### Input material ###
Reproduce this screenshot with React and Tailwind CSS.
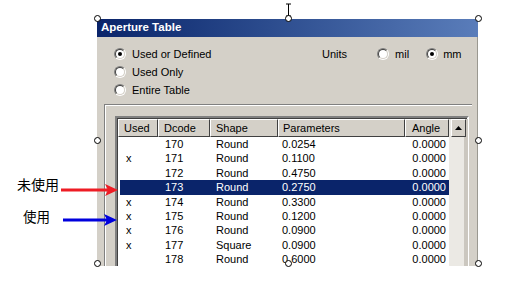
import React from "react";

const rows = [
  { used: "", dcode: "170", shape: "Round", param: "0.0254", angle: "0.0000" },
  { used: "x", dcode: "171", shape: "Round", param: "0.1100", angle: "0.0000" },
  { used: "", dcode: "172", shape: "Round", param: "0.4750", angle: "0.0000" },
  { used: "", dcode: "173", shape: "Round", param: "0.2750", angle: "0.0000", selected: true },
  { used: "x", dcode: "174", shape: "Round", param: "0.3300", angle: "0.0000" },
  { used: "x", dcode: "175", shape: "Round", param: "0.1200", angle: "0.0000" },
  { used: "x", dcode: "176", shape: "Round", param: "0.0900", angle: "0.0000" },
  { used: "x", dcode: "177", shape: "Square", param: "0.0900", angle: "0.0000" },
  { used: "", dcode: "178", shape: "Round", param: "0.6000", angle: "0.0000" },
];

const handles = [
  [97, 18], [288, 18], [478, 18],
  [97, 140], [478, 140],
  [97, 263], [288, 263], [478, 263],
];

const Radio = ({ checked }) => (
  <div className="w-[12px] h-[12px] rounded-full border border-t-[#808080] border-l-[#808080] border-b-white border-r-white shrink-0">
    <div className="w-full h-full rounded-full border border-t-[#404040] border-l-[#404040] border-b-[#d4d0c8] border-r-[#d4d0c8] bg-white flex items-center justify-center">
      {checked && <div className="w-[4px] h-[4px] rounded-full bg-black"></div>}
    </div>
  </div>
);

const HeaderCell = ({ label, className }) => (
  <div
    className={`h-full border-t border-l border-t-white border-l-white border-b border-r border-b-[#404040] border-r-[#404040] flex items-center pl-[5px] ${className}`}
  >
    {label}
  </div>
);

export default function App() {
  return (
    <div className="relative w-[512px] h-[293px] bg-white overflow-hidden pt-[19px] font-['Liberation_Sans',Arial,sans-serif] text-[11px] text-black">
      {/* Dialog window */}
      <div className="ml-[97px] w-[381px] h-[247px] flex flex-col overflow-hidden">
        <div className="h-[18px] bg-linear-to-r from-[#0a246a] to-[#5a7dba] text-white font-bold text-[11.5px] pl-[4px] flex items-center shrink-0">
          Aperture Table
        </div>

        <div className="flex-1 bg-[#d4d0c8] border-r border-[#9a9890] overflow-hidden">
          {/* Options */}
          <div className="h-[67px] flex">
            <div className="w-[225px] pl-[17px] pt-[8px] flex flex-col">
              <div className="h-[18px] flex items-center gap-[6px]">
                <Radio checked />
                <span>Used or Defined</span>
              </div>
              <div className="h-[18px] flex items-center gap-[6px]">
                <Radio />
                <span>Used Only</span>
              </div>
              <div className="h-[18px] flex items-center gap-[6px]">
                <Radio />
                <span>Entire Table</span>
              </div>
            </div>
            <div className="pt-[8px]">
              <div className="h-[18px] flex items-center">
                <span>Units</span>
                <div className="ml-[30px] flex items-center gap-[6px]">
                  <Radio />
                  <span>mil</span>
                </div>
                <div className="ml-[17px] flex items-center gap-[5px]">
                  <Radio checked />
                  <span>mm</span>
                </div>
              </div>
            </div>
          </div>

          {/* Frame with list */}
          <div className="ml-[7px] w-[368px] border-t border-l border-[#808080]">
            <div className="border-t border-l border-white pl-[9px] pt-[10px]">
              <div className="w-[354px] border-t-2 border-l-2 border-t-[#808080] border-l-[#808080] border-r-2 border-r-white">
                <div className="border-t border-l border-[#404040] flex bg-white">
                  {/* Table */}
                  <div className="w-[331px]">
                    <div className="h-[18px] flex bg-[#d4d0c8]">
                      <HeaderCell label="Used" className="w-[40px]" />
                      <HeaderCell label="Dcode" className="w-[52px]" />
                      <HeaderCell label="Shape" className="w-[68px]" />
                      <HeaderCell label="Parameters" className="w-[127px] !pl-[4px]" />
                      <HeaderCell label="Angle" className="w-[44px] !pl-[6px]" />
                    </div>
                    <div>
                      {rows.map((r) => (
                        <div
                          key={r.dcode}
                          className={`h-[14.4px] flex items-center ${
                            r.selected ? "bg-[#0a246a] text-white ml-[2px]" : ""
                          }`}
                        >
                          <div className={`${r.selected ? "w-[38px] pl-[6px]" : "w-[40px] pl-[8px]"}`}>{r.used}</div>
                          <div className="w-[52px] pl-[7px]">{r.dcode}</div>
                          <div className="w-[68px] pl-[6px]">{r.shape}</div>
                          <div className="w-[127px] pl-[4px]">{r.param}</div>
                          <div className="w-[44px] pr-[3px] text-right">{r.angle}</div>
                        </div>
                      ))}
                    </div>
                  </div>
                  {/* Scrollbar */}
                  <div className="w-[19px] flex flex-col bg-[#ebe9e4] border-r-4 border-[#cbc7bf]">
                    <div className="h-[18px] w-[15px] ml-[2px] bg-[#d4d0c8] border-t border-l border-t-white border-l-white border-b border-r border-b-[#404040] border-r-[#404040] flex items-center justify-center">
                      <svg width="7" height="4" viewBox="0 0 7 4">
                        <path d="M3.5 0L7 4H0z" fill="#000" />
                      </svg>
                    </div>
                    <div className="h-[150px]"></div>
                  </div>
                </div>
              </div>
            </div>
          </div>
        </div>
      </div>

      {/* Annotations */}
      <span className="absolute left-[17px] top-[176px] text-[14px] leading-[16px] font-['Noto_Sans_CJK_SC',sans-serif]">
        未使用
      </span>
      <span className="absolute left-[23px] top-[208px] text-[13.5px] leading-[16px] font-['Noto_Sans_CJK_SC',sans-serif]">
        使用
      </span>
      <svg className="absolute left-[60px] top-[183px]" width="60" height="14" viewBox="0 0 60 14">
        <path d="M1 7H48" stroke="#ee1c24" strokeWidth="3" />
        <path d="M45 1L58 7L45 13L48 7z" fill="#ee1c24" />
      </svg>
      <svg className="absolute left-[62px] top-[213px]" width="58" height="14" viewBox="0 0 58 14">
        <path d="M1 7H45" stroke="#0000dd" strokeWidth="3" />
        <path d="M42 1L55 7L42 13L45 7z" fill="#0000dd" />
      </svg>

      {/* I-beam cursor */}
      <svg className="absolute left-[284px] top-[3px]" width="9" height="14" viewBox="0 0 9 14">
        <path d="M2 1H7M4.5 1V13M2 13H7" stroke="#000" strokeWidth="1" fill="none" />
      </svg>

      {/* Selection handles */}
      {handles.map(([x, y]) => (
        <div
          key={`${x}-${y}`}
          className="absolute w-[7px] h-[7px] rounded-full border border-black bg-white"
          style={{ left: x - 3.5, top: y - 3.5 }}
        ></div>
      ))}
    </div>
  );
}
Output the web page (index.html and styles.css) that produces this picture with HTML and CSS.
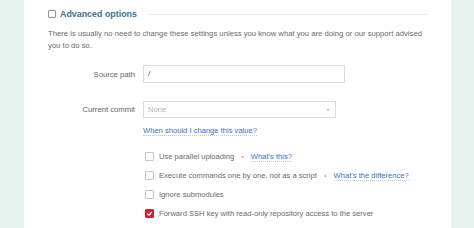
FILE: index.html
```html
<!DOCTYPE html>
<html>
<head>
<meta charset="utf-8">
<link rel="stylesheet" href="styles.css">
</head>
<body>
<div class="page">
  <div class="side"></div>
  <main class="main">
    <div class="section-head">
      <span class="box"></span>
      <span class="title">Advanced options</span>
      <span class="rule"></span>
    </div>
    <p class="note">There is usually no need to change these settings unless you know what you are doing or our support advised you to do so.</p>
    <div class="row row-source">
      <label class="lbl">Source path</label>
      <div class="input">/</div>
    </div>
    <div class="row row-commit">
      <label class="lbl">Current commit</label>
      <div class="select"><span class="ph">None</span><span class="caret"></span></div>
    </div>
    <div class="row row-help">
      <span class="lbl"></span>
      <a class="link">When should I change this value?</a>
    </div>
    <div class="checks">
      <div class="check"><span class="cb"></span><span>Use parallel uploading</span><span class="dot">•</span><a class="link">What's this?</a></div>
      <div class="check"><span class="cb"></span><span>Execute commands one by one, not as a script</span><span class="dot">•</span><a class="link">What's the difference?</a></div>
      <div class="check"><span class="cb"></span><span>Ignore submodules</span></div>
      <div class="check"><span class="cb on"><svg viewBox="0 0 10 10" width="7" height="7"><path d="M2 5.2 L4.2 7.3 L8.2 2.8" fill="none" stroke="#fff" stroke-width="1.8"/></svg></span><span>Forward SSH key with read-only repository access to the server</span></div>
    </div>
  </main>
  <div class="side"></div>
</div>
</body>
</html>
```
FILE: styles.css
```css
html, body { margin: 0; padding: 0; }
body { font-family: "Liberation Sans", Arial, sans-serif; color: #666; background: #fff; }
.page { display: flex; width: 474px; height: 228px; overflow: hidden; }
.side { width: 24px; background: #e6f2ee; flex: none; }
.side:last-child { width: 23px; }
.main { flex: 1; padding: 0 23px 0 24px; background: #fff; }
.section-head { display: flex; align-items: center; height: 14px; margin-top: 7px; }
.box { width: 6px; height: 6px; border: 1px solid #8a96a0; border-radius: 1px; flex: none; }
.title { font-weight: bold; font-size: 8.9px; color: #3f6f8d; margin-left: 4px; }
.rule { flex: 1; height: 1px; background: #eceeee; margin-left: 11px; }
.note { font-size: 7.7px; line-height: 12px; margin: 7px 0 0; color: #6a6a6a; }
.row { display: flex; align-items: center; }
.lbl { width: 87px; text-align: right; font-size: 7.7px; margin-right: 8px; color: #666; flex: none; }
.row-source { margin-top: 13px; }
.input { font-size: 8px; line-height: 16px; padding-left: 4px; box-sizing: border-box; width: 202px; height: 18px; border: 1px solid #dcdcdc; color: #555; }
.row-commit { margin-top: 18px; }
.select { width: 193px; height: 17px; border: 1px solid #dcdcdc; box-sizing: border-box; display: flex; align-items: center; justify-content: space-between; padding: 0 5px 0 4px; font-size: 7.7px; }
.ph { color: #b5b5b5; }
.caret { width: 0; height: 0; border-left: 2px solid transparent; border-right: 2px solid transparent; border-top: 2px solid #bbb; }
.row-help { margin-top: 8px; }
.link { color: #3a6fc0; font-size: 7.6px; text-decoration: none; border-bottom: 1px dotted #b8c8e6; }
.checks { margin-top: 11px; padding-left: 97px; }
.check { display: flex; align-items: center; height: 19px; font-size: 7.6px; color: #6a6a6a; }
.cb { width: 7px; height: 7px; border: 1px solid #c4c4c4; border-radius: 1px; margin-right: 5px; flex: none; display: flex; align-items: center; justify-content: center; }
.cb.on { background: #d0212f; border-color: #d0212f; }
.dot { margin: 0 7px; color: #aaa; }
```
###
Instructions to follow: Leave out any pictures and return exactly the lines from the beginning of the data through the line with "import React from", inclusive.

Solution below:
Reproduce this screenshot with React and Tailwind CSS.
import React from "react";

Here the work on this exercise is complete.